Worst-case: J.R. Reynolds-level willingness to shoot, Mustapha Farrakhan-level consistency.

Harrell is probably going to assume the mantle of primary perimeter scorer. Yes, the competition for top freshman is fierce, especially with Harrison Barnes at UNC and Kyrie Irving at Duke. If those guys are productive starters, one of those two will get that award based largely on the uniform they wear.

But the talent level on the respective teams means Harrell will have more chances to shine. Granted, I've set the bar a little higher for Harrell than the other freshmen. But they're largely specialists, at least to start out. Harrell has a chance to lead the team in scoring. I don't know whether it's a good sign or a bad sign if he does, but he might.

The problem will be if he starts feeling the need to do too much. Which will happen if the rest of the team can't also score a little. Inconsistency is the hallmark of freshmen, and it's a flat guarantee for freshmen who the opposition keys in on because the rest of the team doesn't scare them. The other concern is that Harrell gets bypassed by other players because of their performance, or his lack thereof, of the Bennett-demanded facets of the game. (I might need to start abbreviating that.) Bennett's proven himself beyond willing to bench talent in favor of guys who play his system better. Because Harrell was handpicked by Bennett, unlike for example Tristan Spurlock, the chances of that are much smaller. But still.

#25 - Akil Mitchell

Best-case: Will Sherrill, only athletic.

Worst-case: Redshirts.

As with Regan, that's worst-case for this year for Mitchell personally, because it means zero out of him, but not even remotely the worst thing that could happen big-picture.

Anyway, Mitchell and Sherrill are about the same size and play about the same role. But Sherrill's knowledge of the system is impeccable and Mitchell's is an unknown quantity right now. It's not likely Mitchell will, in just one season, know the whens and wheres like Sherrill does, but if he can mimic it passably enough, he'd represent a galactic athleticism boost.

In any case, Mitchell is definitely one of the biggest wild cards of the class. The proverbial X-factor. How Akil Mitchell does this year will affect practically every other frontcourt player except for Mike Scott. Because he's such an unknown, he's the hardest to project, but my initial thought is that if Mitchell excels, the domino effect will be tremendous, allowing a number of other players to fill more natural roles.

#34 - James Johnson

Best-case: Forms a potent 1-2 punch down low with Mike Scott.

Worst-case: Garbage time only.

Besides Assane Sene, Johnson is the biggest dude we got, so he'll be given every chance and then some to succeed. If he plays defense the way Bennett wants, I think the offense will come naturally. Optimally, Johnson could either be able to spell Scott alongside someone like Sene or Sherrill, or play alongside Scott if Bennett wants to go big on offense. The former can happen if his offensive game develops, and the latter, if his defense is where it should be.

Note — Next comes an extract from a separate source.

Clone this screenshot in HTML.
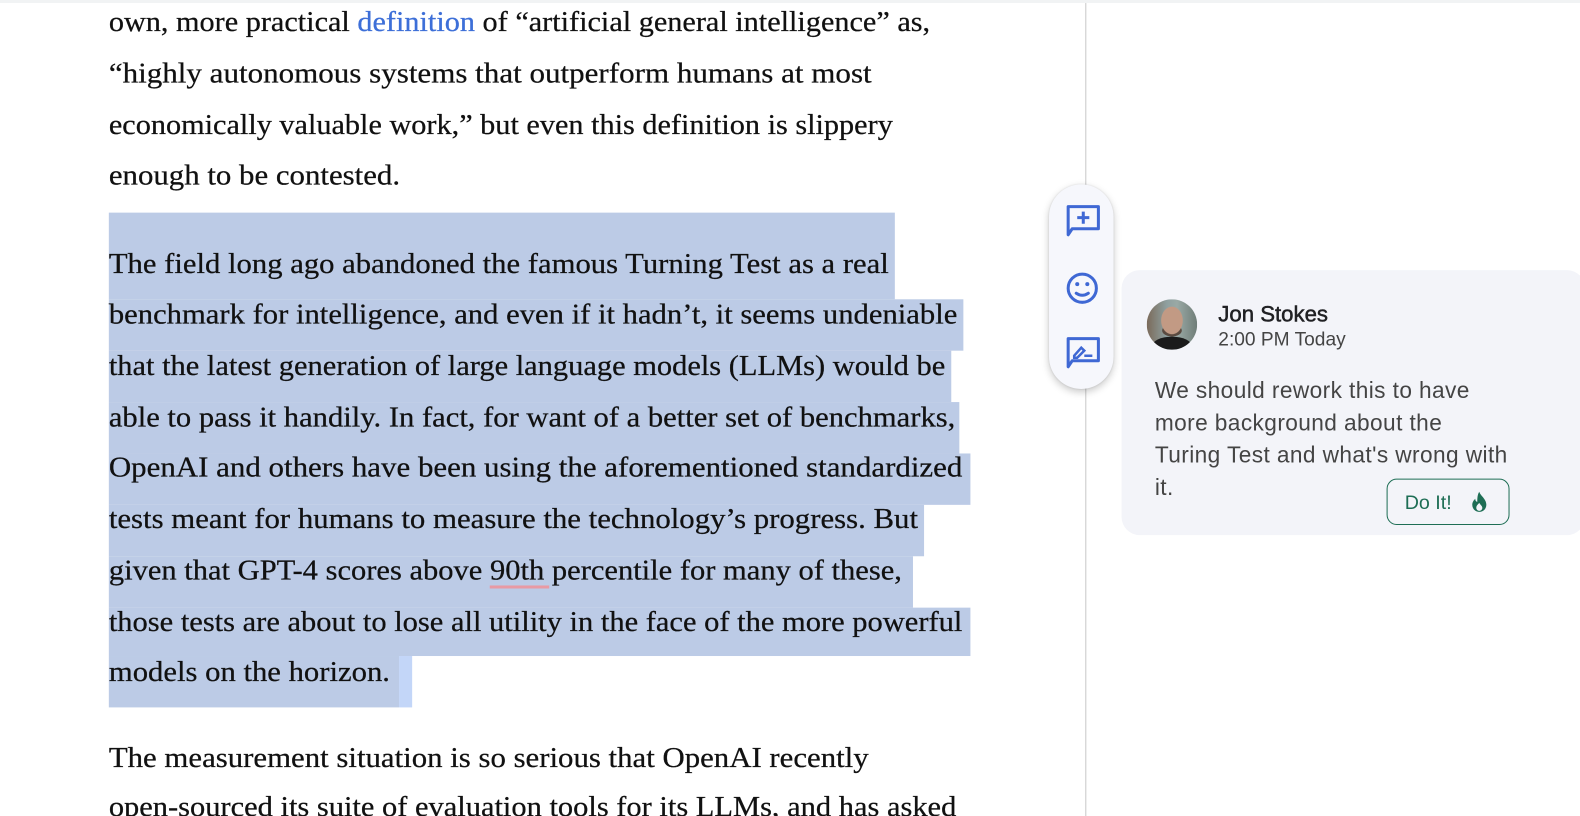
<!DOCTYPE html>
<html><head><meta charset="utf-8"><style>
html,body{margin:0;padding:0;background:#fff;width:1580px;height:816px;overflow:hidden;position:relative}
#w{position:absolute;left:0;top:0;width:1568px;height:810px;transform:scale(1.0077);transform-origin:0 0}
.top{position:absolute;left:0;top:0;width:1580px;height:3px;background:#f1f3f4}
.vline{position:absolute;left:1077px;top:3px;width:1px;height:813px;background:#c8c8c8}
.pill{position:absolute;left:1041px;top:183px;width:64px;height:203px;border-radius:32px;background:#f6f7fc;box-shadow:0 3px 8px rgba(0,0,0,.22),0 0 2px rgba(0,0,0,.12)}
.card{position:absolute;left:1113px;top:268px;width:460px;height:263px;border-radius:18px;background:#f3f4f9;font-family:"Liberation Sans",Arial,sans-serif}
.av{position:absolute;left:25px;top:29px;width:50px;height:50px;border-radius:50%;background:radial-gradient(ellipse 11px 14px at 50% 42%,#c29a84 0 95%,transparent 100%),radial-gradient(ellipse 10px 6px at 50% 62%,#5a4a40 0 95%,transparent 100%),linear-gradient(90deg,#7a6a5a,#8fa0a0 40%,#9aa9a5 60%,#6f7d78);overflow:hidden}
.av:after{content:"";position:absolute;left:5px;top:37px;width:40px;height:20px;border-radius:50% 50% 0 0;background:#1b1b1b}
.name{position:absolute;left:96px;top:31px;font-size:22px;color:#202124;-webkit-text-stroke:.5px #202124}
.time{position:absolute;left:96px;top:59px;font-size:19px;color:#444}
.body{position:absolute;left:33px;top:104px;width:420px;font-size:22.5px;letter-spacing:.4px;line-height:32px;color:#444;white-space:nowrap}
.btn{position:absolute;left:263px;top:207px;width:122px;height:46px;border:1.5px solid #1e6e55;border-radius:10px;color:#1e6e55;font-size:19.5px;box-sizing:border-box}
.btn span{position:absolute;left:17px;top:12px}
.btn svg{position:absolute;left:82px;top:11px}
</style></head><body><div id="w">
<div class="top"></div>
<svg width="1080" height="816" style="position:absolute;left:0;top:0" font-family="'Liberation Serif','DejaVu Serif',serif" font-size="28.5" fill="#111">
<g fill="#bccbe6">
<rect x="108" y="211" width="780" height="86"/>
<rect x="108" y="297" width="848" height="51"/>
<rect x="108" y="348" width="836" height="51"/>
<rect x="108" y="399" width="844" height="51"/>
<rect x="108" y="450" width="855" height="51"/>
<rect x="108" y="501" width="809" height="51"/>
<rect x="108" y="552" width="798" height="51"/>
<rect x="108" y="603" width="855" height="48"/>
<rect x="108" y="651" width="288" height="51"/>
</g>
<rect x="396" y="651" width="13" height="51" fill="#c3d6f8"/>
<g transform="translate(0,-2)" stroke="#111" stroke-width="0.25">
<text x="108" y="33" textLength="815" lengthAdjust="spacingAndGlyphs">own, more practical <tspan fill="#3d6fd8" stroke="#3d6fd8">definition</tspan> of “artificial general intelligence” as,</text>
<text x="108" y="84" textLength="757" lengthAdjust="spacingAndGlyphs">“highly autonomous systems that outperform humans at most</text>
<text x="108" y="135" textLength="778" lengthAdjust="spacingAndGlyphs">economically valuable work,” but even this definition is slippery</text>
<text x="108" y="185" textLength="289" lengthAdjust="spacingAndGlyphs">enough to be contested.</text>
<text x="108" y="273" textLength="774" lengthAdjust="spacingAndGlyphs">The field long ago abandoned the famous Turning Test as a real</text>
<text x="108" y="323" textLength="842" lengthAdjust="spacingAndGlyphs">benchmark for intelligence, and even if it hadn’t, it seems undeniable</text>
<text x="108" y="374" textLength="830" lengthAdjust="spacingAndGlyphs">that the latest generation of large language models (LLMs) would be</text>
<text x="108" y="425" textLength="840" lengthAdjust="spacingAndGlyphs">able to pass it handily. In fact, for want of a better set of benchmarks,</text>
<text x="108" y="475" textLength="847" lengthAdjust="spacingAndGlyphs">OpenAI and others have been using the aforementioned standardized</text>
<text x="108" y="526" textLength="803" lengthAdjust="spacingAndGlyphs">tests meant for humans to measure the technology’s progress. But</text>
<text x="108" y="577" textLength="787" lengthAdjust="spacingAndGlyphs">given that GPT-4 scores above 90th percentile for many of these,</text>
<text x="108" y="628" textLength="847" lengthAdjust="spacingAndGlyphs">those tests are about to lose all utility in the face of the more powerful</text>
<text x="108" y="678" textLength="279" lengthAdjust="spacingAndGlyphs">models on the horizon.</text>
<text x="108" y="763" textLength="754" lengthAdjust="spacingAndGlyphs">The measurement situation is so serious that OpenAI recently</text>
<text x="108" y="812" textLength="841" lengthAdjust="spacingAndGlyphs">open-sourced its suite of evaluation tools for its LLMs, and has asked</text>
</g>
<rect x="486" y="581" width="59" height="3" fill="#e89aa4"/>
</svg>
<div class="vline"></div>
<div class="pill">
<svg width="64" height="203" viewBox="0 0 64 203" fill="none" stroke="#3f68d4" stroke-width="3">
<path d="M19 22h30v22H23l-4 6z" stroke-linejoin="round"/>
<path d="M34 27v12M28 33h12"/>
<circle cx="33" cy="103" r="14"/>
<circle cx="28" cy="99" r="2" fill="#3f68d4" stroke="none"/>
<circle cx="38" cy="99" r="2" fill="#3f68d4" stroke="none"/>
<path d="M27 108q6 4 12 0" stroke-linecap="round"/>
<path d="M19 153h30v22H23l-4 6z" stroke-linejoin="round"/>
<path d="M25 170l7-8 3 3-7 7h-3zM35 170h8" stroke-width="2.5"/>
</svg>
</div>
<div class="card">
<div class="av"></div>
<div class="name">Jon Stokes</div>
<div class="time">2:00 PM Today</div>
<div class="body">We should rework this to have<br>more background about the<br>Turing Test and what's wrong with<br>it.</div>
<div class="btn"><span>Do It!</span><svg width="18" height="22" viewBox="0 0 18 22"><path d="M9 1c1 4 7 7 7 13a7 7 0 0 1-14 0c0-3 2-5 3-6 0 2 1 3 2 3C7 8 7 4 9 1z" fill="#1e6e55"/><path d="M9 12c-2 2-3 3-3 5a3 3 0 0 0 6 0c0-2-2-3-3-5z" fill="#f3f4f9"/></svg></div>
</div>
</div></body></html>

I don't like to think of the possibility, because it'd leave a big hole in the frontcourt, but a lack of defense means he'll sit. Frontcourt is where Bennett has his options - I wouldn't say he has depth, because that would mean he has options of more or less equal quality. Not really the case, but there are options, and whoever plays the least defense, sits. If that's Johnson he'll be a human victory cigar (or, uh, loss cigar), because, being as big as he is and as skilled as he hopefully is, he's one of the most important building blocks.


It should be said here that these "best-cases" are set up so that they really can't all come true at once. Mostly for the freshmen. They're going to get in each others' way at first, because there aren't enough minutes to go around so that all of them can play huge roles. But they'll all have their chances. The rotation, obviously, isn't going to be too well set until the ACC season is well underway. And some of these guys are going to end up stashed on the bench pretty permanently, once that rotation settles: Bennett only wants nine or ten, which means a couple odd men out. Who might that be? Damn near impossible to say right now.

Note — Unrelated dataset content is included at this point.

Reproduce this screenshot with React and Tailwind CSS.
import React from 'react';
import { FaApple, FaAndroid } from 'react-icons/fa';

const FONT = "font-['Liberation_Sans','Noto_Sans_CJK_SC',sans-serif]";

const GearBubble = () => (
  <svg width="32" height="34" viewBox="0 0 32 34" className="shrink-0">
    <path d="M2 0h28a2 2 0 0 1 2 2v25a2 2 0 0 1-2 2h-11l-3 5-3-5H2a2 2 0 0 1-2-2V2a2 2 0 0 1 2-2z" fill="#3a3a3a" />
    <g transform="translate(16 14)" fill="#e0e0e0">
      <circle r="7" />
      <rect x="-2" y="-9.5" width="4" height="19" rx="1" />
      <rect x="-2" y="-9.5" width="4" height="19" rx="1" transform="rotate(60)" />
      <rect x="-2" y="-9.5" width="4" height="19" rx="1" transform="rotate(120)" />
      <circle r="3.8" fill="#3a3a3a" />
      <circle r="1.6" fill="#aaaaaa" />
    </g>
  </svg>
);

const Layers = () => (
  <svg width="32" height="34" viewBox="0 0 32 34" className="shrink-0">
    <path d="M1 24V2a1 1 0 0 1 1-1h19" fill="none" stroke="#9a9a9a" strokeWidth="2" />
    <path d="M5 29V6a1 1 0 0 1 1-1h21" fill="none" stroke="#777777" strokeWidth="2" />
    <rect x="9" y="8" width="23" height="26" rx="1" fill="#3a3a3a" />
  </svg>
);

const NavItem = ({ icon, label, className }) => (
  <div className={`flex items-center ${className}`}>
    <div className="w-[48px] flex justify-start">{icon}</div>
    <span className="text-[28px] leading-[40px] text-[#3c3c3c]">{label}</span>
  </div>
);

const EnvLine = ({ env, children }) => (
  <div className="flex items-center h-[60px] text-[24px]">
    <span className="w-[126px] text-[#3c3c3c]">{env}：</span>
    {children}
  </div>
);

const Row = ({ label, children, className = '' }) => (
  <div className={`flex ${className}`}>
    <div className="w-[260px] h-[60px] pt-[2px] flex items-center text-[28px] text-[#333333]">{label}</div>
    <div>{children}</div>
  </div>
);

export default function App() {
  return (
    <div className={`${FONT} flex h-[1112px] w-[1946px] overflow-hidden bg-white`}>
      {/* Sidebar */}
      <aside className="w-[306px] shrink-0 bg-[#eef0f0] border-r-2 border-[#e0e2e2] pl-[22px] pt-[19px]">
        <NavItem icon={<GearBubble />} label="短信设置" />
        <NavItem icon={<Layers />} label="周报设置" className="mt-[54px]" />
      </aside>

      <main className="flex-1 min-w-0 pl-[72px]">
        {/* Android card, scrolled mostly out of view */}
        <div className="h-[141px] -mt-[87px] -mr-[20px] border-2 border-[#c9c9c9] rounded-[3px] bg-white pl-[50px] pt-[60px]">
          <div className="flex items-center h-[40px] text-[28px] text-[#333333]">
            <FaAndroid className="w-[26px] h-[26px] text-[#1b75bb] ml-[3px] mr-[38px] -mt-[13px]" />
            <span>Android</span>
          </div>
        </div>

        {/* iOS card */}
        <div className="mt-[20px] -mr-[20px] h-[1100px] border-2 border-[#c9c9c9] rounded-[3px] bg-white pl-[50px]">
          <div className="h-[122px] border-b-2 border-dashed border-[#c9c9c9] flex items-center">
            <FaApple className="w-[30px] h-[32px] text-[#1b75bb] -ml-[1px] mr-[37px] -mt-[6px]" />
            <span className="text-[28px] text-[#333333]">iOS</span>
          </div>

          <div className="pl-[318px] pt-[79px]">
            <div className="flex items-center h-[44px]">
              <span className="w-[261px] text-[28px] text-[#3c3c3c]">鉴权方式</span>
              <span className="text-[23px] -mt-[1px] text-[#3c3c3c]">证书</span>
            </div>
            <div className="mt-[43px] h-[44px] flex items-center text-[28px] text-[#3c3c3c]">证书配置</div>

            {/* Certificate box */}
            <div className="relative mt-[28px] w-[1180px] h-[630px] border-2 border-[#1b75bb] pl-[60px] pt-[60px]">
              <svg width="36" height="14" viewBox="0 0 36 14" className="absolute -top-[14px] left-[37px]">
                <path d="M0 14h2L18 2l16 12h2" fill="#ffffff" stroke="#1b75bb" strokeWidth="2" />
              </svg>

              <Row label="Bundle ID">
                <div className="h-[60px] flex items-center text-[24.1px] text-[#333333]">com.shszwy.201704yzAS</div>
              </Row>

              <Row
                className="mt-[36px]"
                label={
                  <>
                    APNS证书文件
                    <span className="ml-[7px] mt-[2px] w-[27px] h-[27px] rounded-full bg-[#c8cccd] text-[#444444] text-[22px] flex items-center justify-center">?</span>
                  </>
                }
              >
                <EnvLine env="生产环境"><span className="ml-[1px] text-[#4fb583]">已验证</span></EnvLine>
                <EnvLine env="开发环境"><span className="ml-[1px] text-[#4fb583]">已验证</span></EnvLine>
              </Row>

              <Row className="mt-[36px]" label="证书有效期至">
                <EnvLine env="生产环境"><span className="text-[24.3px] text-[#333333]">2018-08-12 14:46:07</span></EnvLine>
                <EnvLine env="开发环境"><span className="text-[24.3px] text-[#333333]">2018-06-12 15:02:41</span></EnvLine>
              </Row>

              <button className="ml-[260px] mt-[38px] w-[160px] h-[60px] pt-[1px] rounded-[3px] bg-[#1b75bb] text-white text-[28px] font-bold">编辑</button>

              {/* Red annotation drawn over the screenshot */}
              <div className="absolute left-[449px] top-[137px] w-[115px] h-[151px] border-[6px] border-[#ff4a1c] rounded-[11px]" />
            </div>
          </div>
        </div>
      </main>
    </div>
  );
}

I make no predictions for the course of the season, except for very general ones. There should be a minimum of seven wins to be found in the nonconference schedule, barring any oh-shits coming our way from someone like William & Mary. Assuming the 50/50 games like LSU and Stanford turn out just that way - 50/50 - then you're talking nine or so wins in the OOC. That means in order to improve on last year's 15-16 mark, we need to also improve on our showing in the ACC itself. As ever, that's a tough road. So when they say UVA is about the 11th best team in the conference, they're probably right. The results will be what they be, but the real takeaways from the season aren't going to be in the win/loss columns.


Adam said...

Time to queue up the recruit profiles. Big question here, its still way early, does Bennett hold the last scholarship for class of '12, or go for a JC transfer, or blow it here and have 9 scholarships invested in 2 classes??

Brendan said...

I almost always do the basketball profiles as soon as they commit, so here they are from over the summer:




No way Bennett uses the last scholarship on 2011, and the chances of a JUCO guy are only slightly higher. Either would have to be an absolutely perfect situation. Got four for next year, which is a solid number. You don't want to put yourself in a position of absolutely having to have another massive class in a few years.

Anonymous said...

I'm a UVa basketball fan first and foremost, and I have to say I'm thrilled at the recruiting class Bennett has put together. (I'm also thrilled with Bennett in general -- way to go, Littlepage.)

They looked good last night -- not the toughest competition they'll face, obviously, but they'll only get better from here. I think this freshman class, under Bennett's system, is going to hugely surprise people this year. I'm ready for Bennett to put the Hoos back on the map!